Sometimes, at a completely odd moment, I get swept away by an overwhelming sense of gratitude. It could be while I am just walking down the road, or working, or talking to someone. I suddenly become aware of just how perilous life can be, and how miraculous it is that I was not born into abject poverty, did not grow up in a war-torn state, or have a life under constant threat by some menacing disease. My heart just pauses for a minute, laden with gratitude for whatever it is that has given me this life.

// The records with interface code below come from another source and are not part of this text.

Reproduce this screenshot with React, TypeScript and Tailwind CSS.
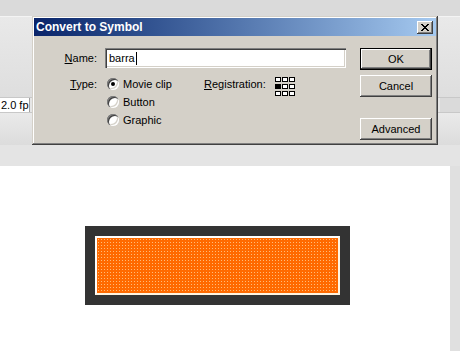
import React from "react";

const bevelOut =
  "shadow-[inset_-1px_-1px_#404040,inset_1px_1px_#ffffff,inset_-2px_-2px_#808080,inset_2px_2px_#d4d0c8]";

function Btn({ label, primary }: { label: string; primary?: boolean }) {
  return (
    <div
      className={`h-[22px] w-[72px] flex items-center justify-center bg-[#d4d0c8] text-black ${
        primary
          ? "shadow-[inset_0_0_0_1px_#000,inset_-2px_-2px_#404040,inset_2px_2px_#ffffff,inset_-3px_-3px_#808080]"
          : bevelOut
      }`}
    >
      {label}
    </div>
  );
}

function Radio({ label, checked }: { label: string; checked?: boolean }) {
  return (
    <div className="h-[18px] flex items-center gap-[4px]">
      <div className="w-[12px] h-[12px] rounded-full bg-white flex items-center justify-center shadow-[inset_1px_1px_#808080,inset_2px_2px_#404040,inset_-1px_-1px_#ffffff,inset_-2px_-2px_#d4d0c8]">
        {checked && <div className="w-[4px] h-[4px] rounded-full bg-black" />}
      </div>
      <span>{label}</span>
    </div>
  );
}

function RegGrid() {
  const cells = [0, 1, 2, 3, 4, 5, 6, 7, 8];
  return (
    <div className="grid grid-cols-3 gap-[2px] w-[20px]">
      {cells.map((i) => (
        <div
          key={i}
          className={`w-[6px] h-[5px] border border-black ${i === 3 ? "bg-black" : "bg-white"}`}
        />
      ))}
    </div>
  );
}

function Dialog() {
  return (
    <div className="absolute left-[32px] top-[16px] w-[406px] h-[129px] bg-[#d4d0c8] flex flex-col text-[11px] text-black shadow-[inset_-1px_-1px_#404040,inset_1px_1px_#d4d0c8,inset_-2px_-2px_#808080,inset_2px_2px_#ffffff]">
      <div className="mx-[2px] mt-[2px] h-[18px] bg-linear-to-r from-[#0a246a] to-[#a6caf0] flex items-center justify-between pl-[2px] pr-[3px]">
        <span className="text-white font-bold text-[12px] leading-none">Convert to Symbol</span>
        <div className={`w-[16px] h-[13px] bg-[#d4d0c8] flex items-center justify-center ${bevelOut}`}>
          <svg width="8" height="7" viewBox="0 0 8 7">
            <path d="M0 0 L7 7 M1 0 L8 7 M7 0 L0 7 M8 0 L1 7" stroke="#000" strokeWidth="1" />
          </svg>
        </div>
      </div>
      <div className="flex flex-1">
        <div className="flex-1 pt-[12px]">
          <div className="flex items-center h-[20px]">
            <div className="w-[65px] text-right">
              <span className="underline">N</span>ame:
            </div>
            <div className="ml-[8px] w-[241px] h-[20px] bg-white flex items-center pl-[4px] shadow-[inset_1px_1px_#808080,inset_2px_2px_#404040,inset_-1px_-1px_#ffffff,inset_-2px_-2px_#d4d0c8]">
              barra<span className="w-px h-[13px] bg-black ml-px" />
            </div>
          </div>
          <div className="flex mt-[7px]">
            <div className="w-[65px] text-right h-[18px] leading-[18px]">
              <span className="underline">T</span>ype:
            </div>
            <div className="ml-[10px] w-[97px] flex flex-col">
              <Radio label="Movie clip" checked />
              <Radio label="Button" />
              <Radio label="Graphic" />
            </div>
            <div className="flex items-start gap-[9px]">
              <span className="h-[18px] leading-[18px]">
                <span className="underline">R</span>egistration:
              </span>
              <div className="mt-[2px]">
                <RegGrid />
              </div>
            </div>
          </div>
        </div>
        <div className="w-[78px] pt-[12px] flex flex-col">
          <Btn label="OK" primary />
          <div className="mt-[5px]">
            <Btn label="Cancel" />
          </div>
          <div className="mt-[21px]">
            <Btn label="Advanced" />
          </div>
        </div>
      </div>
    </div>
  );
}

export default function App() {
  return (
    <div className="relative w-[460px] h-[351px] overflow-hidden font-['Liberation_Sans',Arial,sans-serif] bg-[#e2e2e2]">
      <div className="h-[17px] bg-[#dadada] border-b border-[#f4f4f4]" />
      <div className="h-[80px] bg-linear-to-b from-[#e9e9e9] to-[#dedede]" />
      <div className="h-[16px] flex border-y border-[#c8c8c8]">
        <div className="w-[30px] bg-white text-[11px] text-black leading-[14px] pl-[1px] border-r border-[#a0a0a0] overflow-hidden whitespace-nowrap">
          2.0 fp
        </div>
        <div className="flex-1 bg-[#e6e6e6]" />
        <div className="w-[20px] bg-[#ececec] bg-[radial-gradient(#c4c4c4_0.6px,transparent_0.8px)] bg-[length:2px_2px]" />
      </div>
      <div className="h-[32px] bg-linear-to-b from-[#eaeaea] to-[#dcdcdc]" />
      <div className="h-[21px] bg-[#e4e4e4]" />
      <div className="flex h-[185px]">
        <div className="flex-1 bg-white pt-[60px] pl-[85px]">
          <div className="w-[265px] h-[79px] bg-[#333333] p-[10px]">
            <div className="w-full h-full border-2 border-white border-r-[#fff4e0] border-b-[#fff4e0] bg-[#ff6a00] bg-[radial-gradient(#ffbb77_0.75px,transparent_0.95px)] bg-[length:3px_3px]" />
          </div>
        </div>
        <div className="w-[10px] bg-[#e0e0e0]" />
      </div>
      <Dialog />
    </div>
  );
}
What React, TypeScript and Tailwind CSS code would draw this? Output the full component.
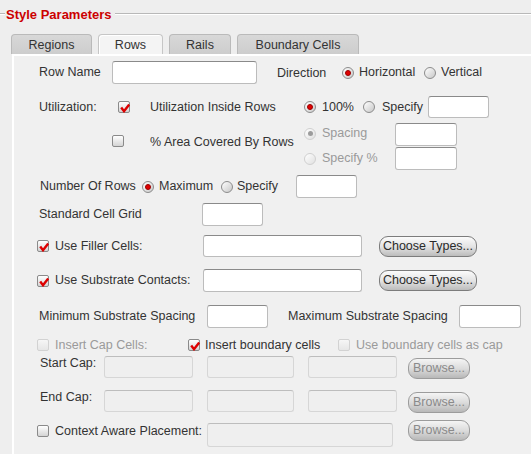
import React from "react";

function Check({ checked = false, disabled = false }: { checked?: boolean; disabled?: boolean }) {
  return (
    <span
      className={
        disabled
          ? "relative inline-block w-[12px] h-[12px] shrink-0 rounded-[2px] border border-[#d2d2d2] bg-linear-to-b from-[#f6f6f6] to-[#e6e6e6]"
          : "relative inline-block w-[12px] h-[12px] shrink-0 rounded-[2px] border border-[#8a8a8a] bg-linear-to-b from-white to-[#d4d4d4]"
      }
    >
      {checked && (
        <svg className="absolute left-[1px] top-[1px]" width="10" height="10" viewBox="0 0 10 10">
          <path d="M1.2 4.6 L4 8.2 L9.2 1.6" fill="none" stroke="#dd0000" strokeWidth="2.4" strokeLinejoin="miter" />
        </svg>
      )}
    </span>
  );
}

function Radio({ selected = false, disabled = false }: { selected?: boolean; disabled?: boolean }) {
  return (
    <span
      className={
        disabled
          ? "inline-flex items-center justify-center w-[12px] h-[12px] shrink-0 rounded-full border border-[#d0d0d0] bg-linear-to-br from-white to-[#e0e0e0]"
          : "inline-flex items-center justify-center w-[12px] h-[12px] shrink-0 rounded-full border border-[#8c8c8c] bg-linear-to-br from-white to-[#c8c8c8]"
      }
    >
      {selected && !disabled && <span className="w-[6px] h-[6px] rounded-full bg-[#e00000] border border-[#9a0000]" />}
      {selected && disabled && <span className="w-[5px] h-[5px] rounded-full bg-[#9c9c9c]" />}
    </span>
  );
}

function Field({ w, h, disabled = false }: { w: string; h: string; disabled?: boolean }) {
  return (
    <span
      className={
        (disabled
          ? "block shrink-0 rounded-[3px] border border-[#d6d6d6] border-t-[#bdbdbd] bg-[#efefef] "
          : "block shrink-0 rounded-[3px] border border-[#bcbcbc] border-t-[#8a8a8a] bg-white ") +
        w +
        " " +
        h
      }
    />
  );
}

function Btn({ label, disabled = false, w }: { label: string; disabled?: boolean; w: string }) {
  return (
    <span
      className={
        (disabled
          ? "flex shrink-0 items-center justify-center h-[21px] rounded-[9px] border border-[#9c9c9c] bg-linear-to-b from-[#f4f4f4] via-[#dcdcdc] to-[#b8b8b8] text-[#8a8a8a] "
          : "flex shrink-0 items-center justify-center h-[21px] rounded-[9px] border border-[#7c7c7c] bg-linear-to-b from-[#fbfbfb] via-[#e4e4e4] to-[#bcbcbc] text-[#2a2a2a] ") + w
      }
    >
      {label}
    </span>
  );
}

function Tab({ label, w, active = false }: { label: string; w: string; active?: boolean }) {
  return (
    <div
      className={
        (active
          ? "flex items-center justify-center pt-[2px] h-[20px] rounded-t-[4px] border border-b-0 border-[#c6c6c6] bg-[#f4f4f4] shadow-[inset_1px_1px_0_#ffffff] "
          : "flex items-center justify-center pt-[2px] h-[20px] rounded-t-[4px] border border-b-0 border-[#bababa] bg-linear-to-b from-[#d8d8d8] to-[#cdcdcd] ") + w
      }
    >
      {label}
    </div>
  );
}

export default function App() {
  return (
    <div className="w-[531px] h-[454px] overflow-hidden bg-[#eeeeee] text-[#333333] text-[12.5px] leading-none font-['Liberation_Sans',Arial,sans-serif]">
      {/* Title */}
      <div className="flex items-center h-[28px]">
        <span className="w-[5px] h-[2px] border-t border-[#b8b8b8] border-b border-b-white" />
        <span className="ml-[1px] text-[13px] font-bold text-[#cc0000]">Style Parameters</span>
        <span className="flex-1 ml-[3px] h-[2px] border-t border-[#b8b8b8] border-b border-b-white" />
      </div>

      {/* Tabs */}
      <div className="flex gap-[6px] pl-[11px] mt-[6px]">
        <Tab label="Regions" w="w-[81px]" />
        <Tab label="Rows" w="w-[65px]" active />
        <Tab label="Rails" w="w-[62px]" />
        <Tab label="Boundary Cells" w="w-[122px]" />
      </div>

      {/* Panel */}
      <div className="ml-[12px] h-[400px] border-l-2 border-t-2 border-white bg-[#f0f0f0] flex flex-col">
        {/* Row Name / Direction */}
        <div className="flex items-center h-[23px] mt-[5px]">
          <span className="ml-[25px] w-[73px] shrink-0">Row Name</span>
          <Field w="w-[145px]" h="h-[23px]" />
          <span className="ml-[20px] w-[65px] shrink-0 pt-[2px]">Direction</span>
          <Radio selected />
          <span className="ml-[5px] w-[65px] shrink-0">Horizontal</span>
          <Radio />
          <span className="ml-[5px]">Vertical</span>
        </div>

        {/* Utilization */}
        <div className="flex items-center h-[22px] mt-[12px]">
          <span className="ml-[25px] w-[79px] shrink-0">Utilization:</span>
          <Check checked />
          <span className="ml-[20px] w-[154px] shrink-0">Utilization Inside Rows</span>
          <Radio selected />
          <span className="ml-[6px] w-[41px] shrink-0">100%</span>
          <Radio />
          <span className="ml-[7px] w-[46px] shrink-0">Specify</span>
          <Field w="w-[61px]" h="h-[22px]" />
        </div>

        {/* Area covered */}
        <div className="flex items-start h-[47px] mt-[5px]">
          <div className="flex items-center h-[38px]">
            <span className="ml-[98px]">
              <Check />
            </span>
            <span className="ml-[26px] w-[154px] shrink-0">% Area Covered By Rows</span>
          </div>
          <div className="flex flex-col gap-[1px]">
            <div className="flex items-center h-[23px]">
              <span className="mb-[2px] flex items-center">
                <Radio selected disabled />
                <span className="ml-[6px] w-[73px] text-[#9a9a9a]">Spacing</span>
              </span>
              <Field w="w-[62px]" h="h-[23px]" />
            </div>
            <div className="flex items-center h-[23px]">
              <Radio disabled />
              <span className="ml-[6px] w-[73px] text-[#9a9a9a]">Specify %</span>
              <Field w="w-[62px]" h="h-[23px]" />
            </div>
          </div>
        </div>

        {/* Number of rows */}
        <div className="flex items-center h-[23px] mt-[5px]">
          <span className="ml-[26px] w-[102px] shrink-0">Number Of Rows</span>
          <Radio selected />
          <span className="ml-[5px] w-[62px] shrink-0">Maximum</span>
          <Radio />
          <span className="ml-[4px] w-[59px] shrink-0">Specify</span>
          <Field w="w-[61px]" h="h-[23px]" />
        </div>

        {/* Standard cell grid */}
        <div className="flex items-center h-[23px] mt-[5px]">
          <span className="ml-[25px] w-[163px] shrink-0">Standard Cell Grid</span>
          <Field w="w-[61px]" h="h-[23px]" />
        </div>

        {/* Filler cells */}
        <div className="flex items-center h-[22px] mt-[9px]">
          <span className="ml-[23px] flex">
            <Check checked />
          </span>
          <span className="ml-[6px] w-[148px] shrink-0">Use Filler Cells:</span>
          <Field w="w-[159px]" h="h-[22px]" />
          <span className="ml-[17px]">
            <Btn label="Choose Types..." w="w-[98px]" />
          </span>
        </div>

        {/* Substrate contacts */}
        <div className="flex items-center h-[23px] mt-[12px]">
          <span className="ml-[23px] flex">
            <Check checked />
          </span>
          <span className="ml-[6px] w-[148px] shrink-0">Use Substrate Contacts:</span>
          <Field w="w-[159px]" h="h-[23px]" />
          <span className="ml-[17px]">
            <Btn label="Choose Types..." w="w-[98px]" />
          </span>
        </div>

        {/* Substrate spacing */}
        <div className="flex items-center h-[23px] mt-[13px]">
          <span className="ml-[25px] w-[168px] shrink-0">Minimum Substrate Spacing</span>
          <Field w="w-[61px]" h="h-[23px]" />
          <span className="ml-[20px] w-[171px] shrink-0">Maximum Substrate Spacing</span>
          <Field w="w-[62px]" h="h-[23px]" />
        </div>

        {/* Cap cells */}
        <div className="flex items-center h-[22px] mt-[6px]">
          <span className="ml-[23px] flex">
            <Check disabled />
          </span>
          <span className="ml-[6px] w-[133px] shrink-0 text-[#9a9a9a]">Insert Cap Cells:</span>
          <Check checked />
          <span className="ml-[5px] w-[133px] shrink-0">Insert boundary cells</span>
          <Check disabled />
          <span className="ml-[6px] text-[#9a9a9a]">Use boundary cells as cap</span>
        </div>

        {/* Start cap */}
        <div className="flex items-center h-[22px]">
          <span className="ml-[26px] w-[64px] shrink-0 mb-[7px]">Start Cap:</span>
          <Field w="w-[89px]" h="h-[22px]" disabled />
          <span className="ml-[14px]">
            <Field w="w-[87px]" h="h-[22px]" disabled />
          </span>
          <span className="ml-[14px]">
            <Field w="w-[89px]" h="h-[22px]" disabled />
          </span>
          <span className="ml-[11px] mt-[3px]">
            <Btn label="Browse..." w="w-[62px]" disabled />
          </span>
        </div>

        {/* End cap */}
        <div className="flex items-center h-[22px] mt-[12px]">
          <span className="ml-[26px] w-[64px] shrink-0 mb-[7px]">End Cap:</span>
          <Field w="w-[89px]" h="h-[22px]" disabled />
          <span className="ml-[14px]">
            <Field w="w-[87px]" h="h-[22px]" disabled />
          </span>
          <span className="ml-[14px]">
            <Field w="w-[89px]" h="h-[22px]" disabled />
          </span>
          <span className="ml-[11px] mt-[3px]">
            <Btn label="Browse..." w="w-[62px]" disabled />
          </span>
        </div>

        {/* Context aware */}
        <div className="flex items-start h-[27px] mt-[8px]">
          <span className="ml-[23px] mt-[5px] flex">
            <Check />
          </span>
          <span className="ml-[6px] w-[152px] shrink-0 h-[22px] flex items-center">Context Aware Placement:</span>
          <span className="mt-[3px]">
            <Field w="w-[186px]" h="h-[24px]" disabled />
          </span>
          <span className="ml-[15px]">
            <Btn label="Browse..." w="w-[62px]" disabled />
          </span>
        </div>
      </div>
    </div>
  );
}
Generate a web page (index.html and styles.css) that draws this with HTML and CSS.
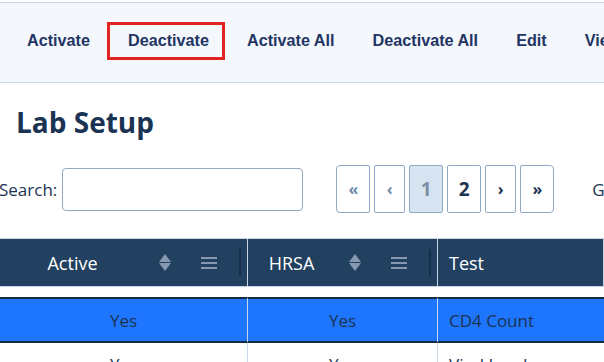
FILE: index.html
```html
<!DOCTYPE html>
<html lang="en">
<head>
    <meta charset="UTF-8">
    <meta name="viewport" content="width=device-width, initial-scale=1.0">
    <title>Lab Setup</title>
    <link rel="stylesheet" href="styles.css">
</head>
<body>
    <div class="barra">
        <button class="acao">Activate</button>
        <button class="acao marcado">Deactivate</button>
        <button class="acao">Activate All</button>
        <button class="acao">Deactivate All</button>
        <button class="acao">Edit</button>
        <button class="acao">View</button>
    </div>

    <h1 class="titulo">Lab Setup</h1>

    <div class="filtros">
        <label class="rotulo" for="busca">Search:</label>
        <input type="text" id="busca" class="busca">
        <div class="paginas">
            <button class="pagina apagada">&laquo;</button>
            <button class="pagina apagada">&lsaquo;</button>
            <button class="pagina atual">1</button>
            <button class="pagina numero">2</button>
            <button class="pagina">&rsaquo;</button>
            <button class="pagina">&raquo;</button>
        </div>
        <span class="ir">Go to page</span>
    </div>

    <div class="tabela">
        <div class="cab centro">
            <span class="nome">Active</span>
            <span class="ordem"><i class="cima"></i><i class="baixo"></i></span>
            <span class="menu"><i></i><i></i><i></i></span>
            <span class="alca"></span>
        </div>
        <div class="cab centro">
            <span class="nome">HRSA</span>
            <span class="ordem"><i class="cima"></i><i class="baixo"></i></span>
            <span class="menu"><i></i><i></i><i></i></span>
            <span class="alca"></span>
        </div>
        <div class="cab esquerda">
            <span class="nome">Test</span>
        </div>

        <div class="espaco"></div>

        <div class="cel centro sel">Yes</div>
        <div class="cel centro sel">Yes</div>
        <div class="cel sel">CD4 Count</div>

        <div class="cel centro">Yes</div>
        <div class="cel centro">Yes</div>
        <div class="cel">Viral Load</div>
    </div>
</body>
</html>
```

FILE: styles.css
```css
body {
    margin: 0;
    font-family: "Open Sans", "Noto Sans", sans-serif;
    color: #1b3352;
    background-color: #ffffff;
    overflow: hidden;
}

.barra {
    margin-top: 2px;
    padding: 0 0 4px 8px;
    box-sizing: border-box;
    height: 81px;
    display: flex;
    align-items: center;
    background-color: #f4f7fc;
    border-top: 1px solid #c8d8e8;
    border-bottom: 1px solid #c8d8e8;
    overflow: hidden;
    white-space: nowrap;
}

.acao {
    position: relative;
    flex: none;
    height: 38px;
    padding: 0 19px;
    font-family: "Liberation Sans", Arial, sans-serif;
    font-weight: bold;
    font-size: 16.2px;
    color: #1f3564;
    background: none;
    border: none;
    cursor: pointer;
}

.marcado::after {
    content: "";
    position: absolute;
    top: 0;
    bottom: 0;
    left: -2px;
    right: 3px;
    border: 3px solid #e02424;
}

.titulo {
    margin: 20px 0 0 16px;
    font-size: 28px;
    font-weight: bold;
    line-height: 38px;
    color: #1b3352;
}

.filtros {
    display: flex;
    align-items: center;
    margin-top: 24px;
    padding-bottom: 25px;
    border-bottom: 1px solid #ccd6e0;
    white-space: nowrap;
    overflow: hidden;
}

.filtros > * {
    flex: none;
}

.rotulo {
    margin-left: -1px;
    font-size: 17px;
    color: #1b3352;
}

.busca {
    margin-left: 5px;
    width: 241px;
    height: 43px;
    box-sizing: border-box;
    border: 1px solid #93a8bf;
    border-radius: 4px;
    font-size: 16px;
}

.paginas {
    display: flex;
    gap: 4px;
    margin-left: 33px;
}

.pagina {
    width: 34px;
    height: 48px;
    padding: 0;
    font-family: "Open Sans", sans-serif;
    font-weight: bold;
    font-size: 16px;
    color: #1b3352;
    background-color: #ffffff;
    border: 1px solid #8fa8c4;
    border-radius: 2px;
}

.pagina:nth-child(2), .pagina:nth-child(5) {
    width: 31px;
}

.pagina:first-child {
    border-radius: 4px 2px 2px 4px;
}

.pagina:last-child {
    border-radius: 2px 4px 4px 2px;
}

.apagada {
    color: #6f8aa7;
}

.atual, .numero {
    font-size: 19px;
}

.atual {
    color: #7c8ea2;
    background-color: #d6e4f2;
}

.ir {
    margin-left: 38px;
    font-size: 17px;
    color: #1b3352;
}

.tabela {
    display: grid;
    grid-template-columns: 248px 190px 1fr;
}

.cab {
    display: flex;
    align-items: center;
    height: 47px;
    background-color: #22405f;
    color: #ffffff;
    font-size: 18px;
    border-right: 1px solid #c8d6e6;
    border-bottom: 1px solid #c8d6e6;
}

.cab:last-of-type {
    border-right: none;
}

.cab .nome {
    flex: 1;
    padding-right: 14px;
}

.cab.centro .nome {
    text-align: center;
}

.cab.esquerda .nome {
    padding-left: 11px;
}

.ordem {
    display: flex;
    flex-direction: column;
    gap: 1px;
    width: 12px;
}

.ordem i {
    display: block;
    width: 0;
    height: 0;
    border-left: 6px solid transparent;
    border-right: 6px solid transparent;
}

.ordem .cima {
    border-bottom: 8px solid #8799b0;
}

.ordem .baixo {
    border-top: 8px solid #8799b0;
}

.menu {
    display: flex;
    flex-direction: column;
    gap: 3px;
    width: 16px;
    margin-left: 30px;
}

.menu i {
    display: block;
    height: 2px;
    background-color: #8799b0;
}

.alca {
    width: 2px;
    height: 27px;
    margin: 0 6px 0 22px;
    background-color: #172f4d;
}

.espaco {
    grid-column: 1 / 4;
    height: 10px;
}

.cel {
    display: flex;
    align-items: center;
    height: 42px;
    padding-left: 11px;
    font-size: 17px;
    color: #1b3352;
    border-right: 1px solid #c8d6e6;
}

.cel:nth-child(3n+1) {
    border-right: none;
}

.cel.centro {
    justify-content: center;
    padding-left: 0;
}

.sel {
    background-color: #1f76fe;
    border-top: 2px solid #172b45;
    border-bottom: 2px solid #172b45;
}
```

I am not religious or ritualistic in the least bit. I do not believe in the traditional views about God. At the same time, there is so much we don’t know, and so much that we don’t even know that we don’t know, so there’s a lot of room for contemplation. I don’t think too much about these things, but when I feel this sense of gratitude overflowing from within me, I feel moved by things that are inexplicable. Sometimes, just standing in my balcony in the sunshine moves me to tears.
It is hard to explain why I feel so grateful or to whom or what I extend this gratitude to. If I want to be rather dramatic about it, I can describe it as some sort of longing, some sort of reaching out to become one with the universe. I feel connected to everything in a strange way when I feel grateful.
It is interesting that gratitude, according to Wikipedia, is associated with well-being. It is true that I feel particularly grateful when things are going well. However, of late, gratitude catches me unawares more frequently, and suddenly, without warning, I am all moist eyes and shaky knees.
I’m not complaining though; it is a good feeling, and hey, if gratitude is what gets poured into the glass to make it half full, what the heck, I’ll have a glass.